Nathan Lane, managing director of Golley Slater Birmingham and ProHelp board member reveals what CSR means to him:
“Corporate Social Responsibility (CSR) means many different things to everyone but essentially the goal will always remain the same. The purpose for me of undertaking any CSR activity is to improve the quality of lives of those we are surrounded by and the communities in which we operate.
“Every day companies in and around the Midlands make an impact on the region, be it environmentally, financially or physically. It is how we manage this impact and use this to make a difference to where we live, that counts. Working in public relations we deal with a number of large and small businesses in the region and it is clear that CSR is a high priority to every single one of them. The saying ‘no man is an island’ has never been more true when it comes to industry.

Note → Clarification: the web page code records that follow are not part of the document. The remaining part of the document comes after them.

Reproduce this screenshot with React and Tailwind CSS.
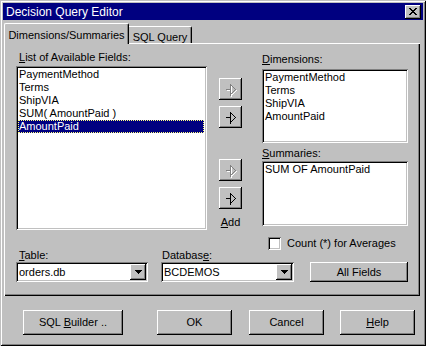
const raised =
  'bg-[#c0c0c0] shadow-[inset_-1px_-1px_0_#000,inset_1px_1px_0_#fff,inset_-2px_-2px_0_#808080]';
const sunken =
  'bg-white shadow-[inset_1px_1px_0_#808080,inset_-1px_-1px_0_#fff,inset_2px_2px_0_#000,inset_-2px_-2px_0_#c0c0c0]';

function U({ children }) {
  return <span className="underline underline-offset-[1px]">{children}</span>;
}

function ArrowGlyph({ disabled }) {
  const d = 'M5.5 10.5 H10.5 M10.5 4.5 V16.5 M10.5 5.5 L15.5 10.5 L10.5 15.5';
  return (
    <svg width="21" height="20" viewBox="0 0 21 20" shapeRendering="crispEdges">
      {disabled && <path d={d} transform="translate(1 1)" stroke="#fff" fill="none" />}
      <path d={d} stroke={disabled ? '#808080' : '#000'} fill="none" />
    </svg>
  );
}

function ArrowButton({ disabled, className = '' }) {
  return (
    <div className={`w-[23px] h-[22px] flex items-center justify-center ${raised} ${className}`}>
      <ArrowGlyph disabled={disabled} />
    </div>
  );
}

function ListBox({ items, selected, className = '' }) {
  return (
    <div className={`${sunken} p-[2px] ${className}`}>
      {items.map((item, i) => (
        <div
          key={item}
          className={`h-[13px] leading-[13px] px-[1px] whitespace-pre ${
            i === selected
              ? 'bg-[#000080] text-white outline outline-1 outline-dotted outline-[#ffff80] -outline-offset-1 mr-[1px]'
              : ''
          }`}
        >
          {item}
        </div>
      ))}
    </div>
  );
}

function Combo({ value, className = '' }) {
  return (
    <div className={`${sunken} h-[20px] p-[2px] flex items-center ${className}`}>
      <div className="flex-1 pl-[1px] leading-[16px]">{value}</div>
      <div className={`w-[16px] h-[16px] flex items-center justify-center ${raised}`}>
        <svg width="7" height="4" viewBox="0 0 7 4" shapeRendering="crispEdges">
          <path d="M0 0 H7 L3.5 4 Z" fill="#000" />
        </svg>
      </div>
    </div>
  );
}

function PushButton({ children, className = '' }) {
  return (
    <div className={`${raised} flex items-center justify-center ${className}`}>
      <span className="whitespace-pre">{children}</span>
    </div>
  );
}

export default function App() {
  return (
    <div className="w-[426px] h-[346px] bg-[#c0c0c0] p-[3px] flex flex-col text-[11px] text-black font-['Liberation_Sans',Arial,sans-serif] shadow-[inset_1px_1px_0_#c0c0c0,inset_-1px_-1px_0_#000,inset_2px_2px_0_#fff,inset_-2px_-2px_0_#808080] select-none">
      {/* Title bar */}
      <div className="h-[17px] bg-[#000080] flex items-center justify-between pl-[3px] pr-[2px]">
        <span className="text-white text-[12px] leading-none">Decision Query Editor</span>
        <div className={`w-[16px] h-[14px] flex items-center justify-center ${raised}`}>
          <svg width="8" height="7" viewBox="0 0 8 7" shapeRendering="crispEdges">
            <path d="M0 0h2v1h1v1h2V1h1V0h2v1H7v1H6v1H5v1h1v1h1v1h1v1H6V6H5V5H3v1H2v1H0V6h1V5h1V4h1V3H2V2H1V1H0z" fill="#000" />
          </svg>
        </div>
      </div>

      {/* Tabs */}
      <div className="mt-[3px] h-[20px] flex items-end pl-[1px]">
        <div className="relative z-10 h-[21px] -mb-[1px] w-[125px] bg-[#c0c0c0] border-l border-t border-white rounded-tl-[2px] rounded-tr-[2px] shadow-[inset_-1px_0_0_#808080] border-r border-r-black flex items-start justify-center pt-[3px]">
          Dimensions/Summaries
        </div>
        <div className="h-[17px] w-[63px] border-t border-white rounded-tr-[2px] shadow-[inset_-1px_0_0_#808080] border-r border-r-black flex items-start justify-center pt-[2px]">
          SQL Query
        </div>
      </div>

      {/* Tab panel */}
      <div className="ml-[1px] mr-[3px] h-[253px] shadow-[inset_1px_1px_0_#fff,inset_-1px_-1px_0_#000,inset_-2px_-2px_0_#808080] pl-[12px] pt-[8px] flex flex-col">
        <div className="flex">
          {/* Available fields */}
          <div className="w-[191px] flex flex-col">
            <div className="h-[13px] leading-[13px] pl-[3px]">
              <U>L</U>ist of Available Fields:
            </div>
            <ListBox
              className="mt-[2px] h-[164px]"
              items={['PaymentMethod', 'Terms', 'ShipVIA', 'SUM( AmountPaid )', 'AmountPaid']}
              selected={4}
            />
          </div>

          {/* Move buttons */}
          <div className="ml-[12px] w-[23px] flex flex-col">
            <ArrowButton disabled className="mt-[27px]" />
            <ArrowButton className="mt-[6px]" />
            <ArrowButton disabled className="mt-[31px]" />
            <ArrowButton className="mt-[6px]" />
            <div className="mt-[7px] h-[13px] leading-[13px] text-center whitespace-nowrap">
              <U>A</U>dd
            </div>
          </div>

          {/* Dimensions / Summaries */}
          <div className="ml-[20px] w-[146px] pt-[2px] flex flex-col">
            <div className="h-[13px] leading-[13px]">
              <U>D</U>imensions:
            </div>
            <ListBox
              className="mt-[3px] h-[74px]"
              items={['PaymentMethod', 'Terms', 'ShipVIA', 'AmountPaid']}
              selected={-1}
            />
            <div className="mt-[4px] h-[13px] leading-[13px]">
              <U>S</U>ummaries:
            </div>
            <ListBox className="mt-[1px] h-[65px]" items={['SUM OF AmountPaid']} selected={-1} />
            <div className="mt-[11px] ml-[6px] flex items-center gap-[6px]">
              <div className={`w-[13px] h-[13px] ${sunken}`} />
              <span className="leading-[13px]">Count (*) for Averages</span>
            </div>
          </div>
        </div>

        {/* Table / Database row */}
        <div className="-mt-[1px] flex items-end">
          <div className="w-[132px] flex flex-col">
            <div className="h-[13px] leading-[13px] pl-[3px]">
              <U>T</U>able:
            </div>
            <Combo value="orders.db" />
          </div>
          <div className="ml-[13px] w-[133px] flex flex-col">
            <div className="h-[13px] leading-[13px] pl-[1px]">
              Databas<U>e</U>:
            </div>
            <Combo value="BCDEMOS" />
          </div>
          <PushButton className="ml-[16px] w-[98px] h-[20px]">All Fields</PushButton>
        </div>
      </div>

      {/* Dialog buttons */}
      <div className="mt-[14px] flex pl-[20px]">
        <PushButton className="w-[100px] h-[25px]">
          {'SQL '}
          <U>B</U>
          {'uilder ..'}
        </PushButton>
        <PushButton className="ml-[34px] w-[75px] h-[25px]">OK</PushButton>
        <PushButton className="ml-[17px] w-[75px] h-[25px]">Cancel</PushButton>
        <PushButton className="ml-[16px] w-[75px] h-[25px]">
          <U>H</U>elp
        </PushButton>
      </div>
    </div>
  );
}
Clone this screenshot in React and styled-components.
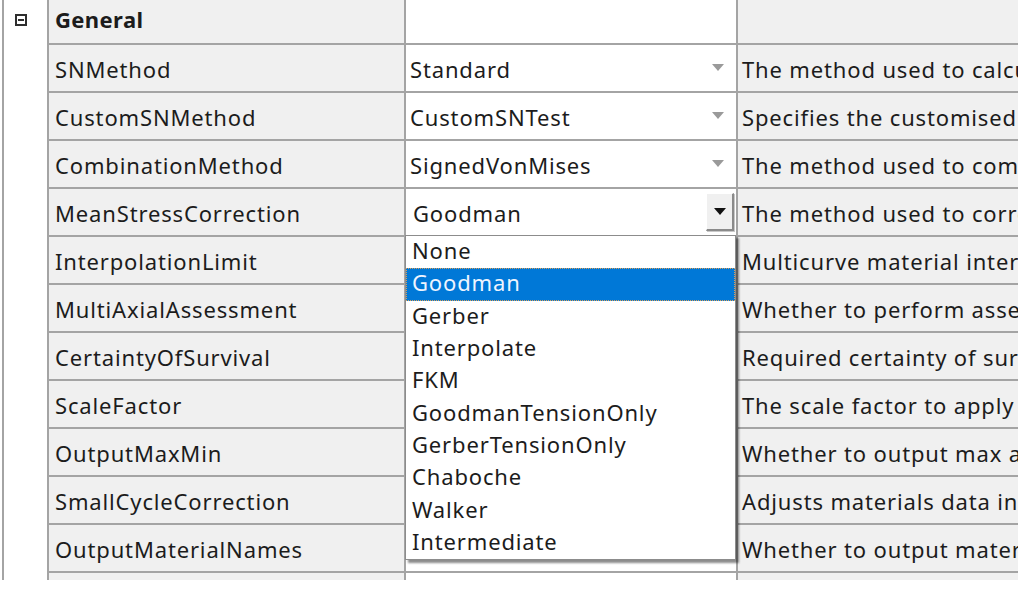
import React from 'react';
import styled, { createGlobalStyle } from 'styled-components';

const GlobalStyle = createGlobalStyle`
  html, body {
    margin: 0;
    padding: 0;
    background: #ffffff;
  }
  body {
    font-family: "Noto Sans", "Open Sans", sans-serif;
    color: #1c1c1c;
  }
`;

const LINE = '#a4a4a4';

const Page = styled.div`
  width: 1018px;
  height: 602px;
  overflow: hidden;
  background: #ffffff;
`;

const Grid = styled.div`
  display: grid;
  grid-template-columns: 47px 359px 332px 280px;
  grid-template-rows: 45px repeat(12, 48px);
  height: 580px;
  overflow: hidden;
  font-size: 22px;
  letter-spacing: 0.85px;
`;

const Gutter = styled.div`
  grid-row: 1 / -1;
  grid-column: 1;
  margin-left: 2px;
  border-left: 2px solid ${LINE};
  background: #ffffff;
`;

const Collapse = styled.div`
  margin: 14px 0 0 11px;
  width: 12px;
  height: 12px;
  box-sizing: border-box;
  border: 2px solid #2e2e2e;
  display: flex;
  align-items: center;
  justify-content: center;

  &::after {
    content: '';
    width: 6px;
    height: 2px;
    background: #2e2e2e;
  }
`;

const Cell = styled.div`
  display: flex;
  align-items: center;
  border-bottom: 2px solid ${LINE};
  white-space: nowrap;
  overflow: ${(p) => (p.$open ? 'visible' : 'hidden')};
  position: relative;
  padding-top: ${(p) => (p.$head ? '0' : '2px')};
  padding-bottom: ${(p) => (p.$head ? '5px' : '0')};
  box-sizing: border-box;
`;

const NameCell = styled(Cell)`
  background: #f0f0f0;
  border-left: 2px solid ${LINE};
  border-right: 2px solid ${LINE};
  padding-left: 6px;
  font-weight: ${(p) => (p.$head ? 700 : 400)};
  letter-spacing: ${(p) => (p.$head ? '0.4px' : 'inherit')};
`;

const ValueCell = styled(Cell)`
  background: #ffffff;
  border-right: 2px solid ${LINE};
  padding-left: 4px;
  padding-right: 12px;
  z-index: ${(p) => (p.$open ? 5 : 'auto')};
`;

const DescCell = styled(Cell)`
  background: #f0f0f0;
  padding-left: 4px;
`;

const ValueText = styled.span`
  flex: 1;
  padding-left: ${(p) => (p.$edit ? '3px' : '0')};
`;

const GrayArrow = styled.span`
  width: 0;
  height: 0;
  border-left: 6px solid transparent;
  border-right: 6px solid transparent;
  border-top: 7px solid #9a9a9a;
  margin-top: -4px;
`;

const DropButton = styled.div`
  width: 28px;
  height: 38px;
  margin-right: -10px;
  margin-top: -2px;
  box-sizing: border-box;
  background: #f0f0f0;
  border-top: 1px solid #ffffff;
  border-left: 1px solid #ffffff;
  border-right: 2px solid #8a8a8a;
  border-bottom: 2px solid #8a8a8a;
  box-shadow: 1px 1px 0 #c8c8c8;
  display: flex;
  align-items: center;
  justify-content: center;

  &::after {
    content: '';
    width: 0;
    height: 0;
    border-left: 6px solid transparent;
    border-right: 6px solid transparent;
    border-top: 7px solid #111111;
  }
`;

const Popup = styled.ul`
  position: absolute;
  top: 100%;
  left: -1px;
  width: 331px;
  margin: 0;
  padding: 0;
  list-style: none;
  background: #ffffff;
  border: 1px solid #8c8c8c;
  box-sizing: border-box;
  box-shadow: 3px 3px 2px rgba(0, 0, 0, 0.45);
  z-index: 10;
`;

const Option = styled.li`
  height: 32.3px;
  display: flex;
  align-items: center;
  padding: 0 0 4px 6px;
  box-sizing: border-box;
  background: ${(p) => (p.$selected ? '#0078d7' : 'transparent')};
  color: ${(p) => (p.$selected ? '#eef4ff' : '#1c1c1c')};
  outline: ${(p) => (p.$selected ? '1px dotted #d9a05a' : 'none')};
  outline-offset: -1px;
`;

const rows = [
  ['SNMethod', 'Standard', 'The method used to calculate the life from the SN curve'],
  ['CustomSNMethod', 'CustomSNTest', 'Specifies the customised SN method to use'],
  ['CombinationMethod', 'SignedVonMises', 'The method used to combine the stress components'],
  ['MeanStressCorrection', 'Goodman', 'The method used to correct for mean stress', true],
  ['InterpolationLimit', '', 'Multicurve material interpolation limit'],
  ['MultiAxialAssessment', '', 'Whether to perform assessment of multiaxiality'],
  ['CertaintyOfSurvival', '', 'Required certainty of survival'],
  ['ScaleFactor', '', 'The scale factor to apply to the loading'],
  ['OutputMaxMin', '', 'Whether to output max and min stresses'],
  ['SmallCycleCorrection', '', 'Adjusts materials data in the small cycle region'],
  ['OutputMaterialNames', '', 'Whether to output material names'],
  ['', '', ''],
];

const options = [
  'None',
  'Goodman',
  'Gerber',
  'Interpolate',
  'FKM',
  'GoodmanTensionOnly',
  'GerberTensionOnly',
  'Chaboche',
  'Walker',
  'Intermediate',
];

const App = () => (
  <Page>
    <GlobalStyle />
    <Grid>
      <Gutter>
        <Collapse />
      </Gutter>
      <NameCell $head>General</NameCell>
      <ValueCell $head />
      <DescCell $head />
      {rows.map(([name, value, desc, open], i) => (
        <React.Fragment key={i}>
          <NameCell>{name}</NameCell>
          <ValueCell $open={open}>
            <ValueText $edit={open}>{value}</ValueText>
            {value && !open && <GrayArrow />}
            {open && <DropButton />}
            {open && (
              <Popup>
                {options.map((o) => (
                  <Option key={o} $selected={o === value}>
                    {o}
                  </Option>
                ))}
              </Popup>
            )}
          </ValueCell>
          <DescCell>{desc}</DescCell>
        </React.Fragment>
      ))}
    </Grid>
  </Page>
);

export default App;
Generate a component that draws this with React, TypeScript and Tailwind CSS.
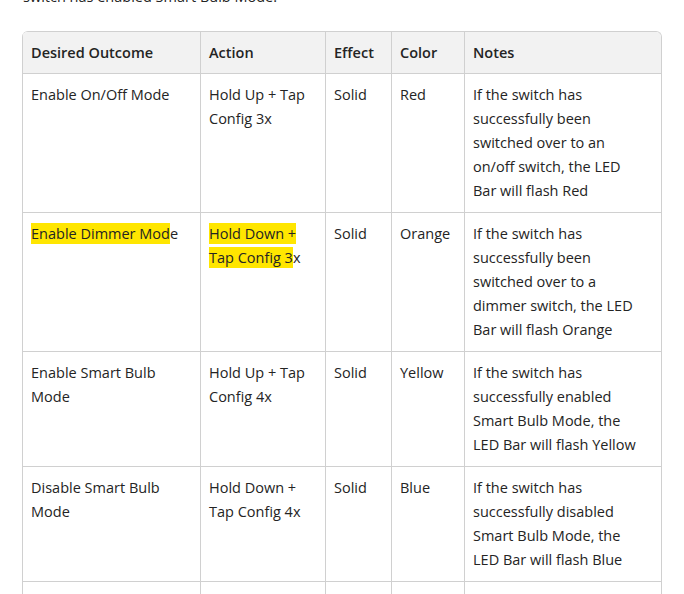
import React from "react";

type Row = {
  outcome: React.ReactNode;
  action: React.ReactNode;
  effect: string;
  color: string;
  notes: string[];
};

const Hl = ({ children }: { children: React.ReactNode }) => (
  <mark className="bg-[#ffe600] text-[#242424] py-[1px]">{children}</mark>
);

const rows: Row[] = [
  {
    outcome: "Enable On/Off Mode",
    action: (
      <>
        Hold Up + Tap
        <br />
        Config 3x
      </>
    ),
    effect: "Solid",
    color: "Red",
    notes: [
      "If the switch has",
      "successfully been",
      "switched over to an",
      "on/off switch, the LED",
      "Bar will flash Red",
    ],
  },
  {
    outcome: (
      <>
        <Hl>Enable Dimmer Mod</Hl>e
      </>
    ),
    action: (
      <>
        <Hl>Hold Down +</Hl>
        <br />
        <Hl>Tap Config 3</Hl>x
      </>
    ),
    effect: "Solid",
    color: "Orange",
    notes: [
      "If the switch has",
      "successfully been",
      "switched over to a",
      "dimmer switch, the LED",
      "Bar will flash Orange",
    ],
  },
  {
    outcome: (
      <>
        Enable Smart Bulb
        <br />
        Mode
      </>
    ),
    action: (
      <>
        Hold Up + Tap
        <br />
        Config 4x
      </>
    ),
    effect: "Solid",
    color: "Yellow",
    notes: [
      "If the switch has",
      "successfully enabled",
      "Smart Bulb Mode, the",
      "LED Bar will flash Yellow",
    ],
  },
  {
    outcome: (
      <>
        Disable Smart Bulb
        <br />
        Mode
      </>
    ),
    action: (
      <>
        Hold Down +
        <br />
        Tap Config 4x
      </>
    ),
    effect: "Solid",
    color: "Blue",
    notes: [
      "If the switch has",
      "successfully disabled",
      "Smart Bulb Mode, the",
      "LED Bar will flash Blue",
    ],
  },
  {
    outcome: "Reset",
    action: "Tap Config 10x",
    effect: "Solid",
    color: "White",
    notes: ["The switch will reset"],
  },
];

const td = "border-t border-l border-[#d0d0d0] px-[8px] py-[9px] align-top whitespace-nowrap";
const th = "border-l border-[#d0d0d0] px-[8px] pt-[9px] pb-[8px] font-semibold whitespace-nowrap";

export default function App() {
  return (
    <div className="h-[594px] overflow-hidden bg-white text-[14.5px] leading-[24px] text-[#242424] font-['Open_Sans',sans-serif]">
      <p className="mt-[-15px] px-[23px]">switch has enabled Smart Bulb Mode.</p>
      <div className="mx-[22px] mt-[22px] w-[640px] overflow-hidden rounded-t-[6px] border-r border-t border-[#d0d0d0]">
        <table className="w-full table-fixed border-collapse">
          <colgroup>
            <col className="w-[178px]" />
            <col className="w-[125px]" />
            <col className="w-[66px]" />
            <col className="w-[73px]" />
            <col />
          </colgroup>
          <thead>
            <tr className="bg-[#f2f2f2] text-left">
              <th className={th}>Desired Outcome</th>
              <th className={th}>Action</th>
              <th className={th}>Effect</th>
              <th className={th}>Color</th>
              <th className={th}>Notes</th>
            </tr>
          </thead>
          <tbody>
            {rows.map((r, i) => (
              <tr key={i}>
                <td className={td}>{r.outcome}</td>
                <td className={td}>{r.action}</td>
                <td className={td}>{r.effect}</td>
                <td className={td}>{r.color}</td>
                <td className={td}>
                  {r.notes.map((n, j) => (
                    <div key={j}>{n}</div>
                  ))}
                </td>
              </tr>
            ))}
          </tbody>
        </table>
      </div>
    </div>
  );
}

“Companies these days are working together as a team to change the ways in which the city operates, people are treated and dangers that face the community. It is this regional spirit, I believe, that makes Birmingham and the Midlands a leading force in the power of CSR.
“My first involvement with CSR came when I was still working in Yorkshire. I had always been interested in the effect the business community had on the people of the area and I felt that using my skills in PR was a good way to make a tangible difference. Since my move to Birmingham I have really been able to increase my involvement with CSR by working with ProHelp and in BITC.
“Getting involved with ProHelp was an easy decision for me, not only did it allow me to advise clients on community engagement strategies which made a difference to the communities in which Golley Slater operates but improve staff relations (internally and externally) and make a difference to my business’s bottom line. It also helped us put more structure around a previously ad-hoc pro bono programme and focus on the outcomes for our own business.
“CSR can often be confused with philanthropy – which is the simple act of giving – but to me, this is the wrong approach. For any kind of relationship to really prosper both parties must benefit in some way and this has to sit at the heart of any businesses approach to CSR.
“By establishing strong links between individuals, businesses and communities, we can work together to set a commercial agenda that takes steps to improve and make a difference to our collective lot.”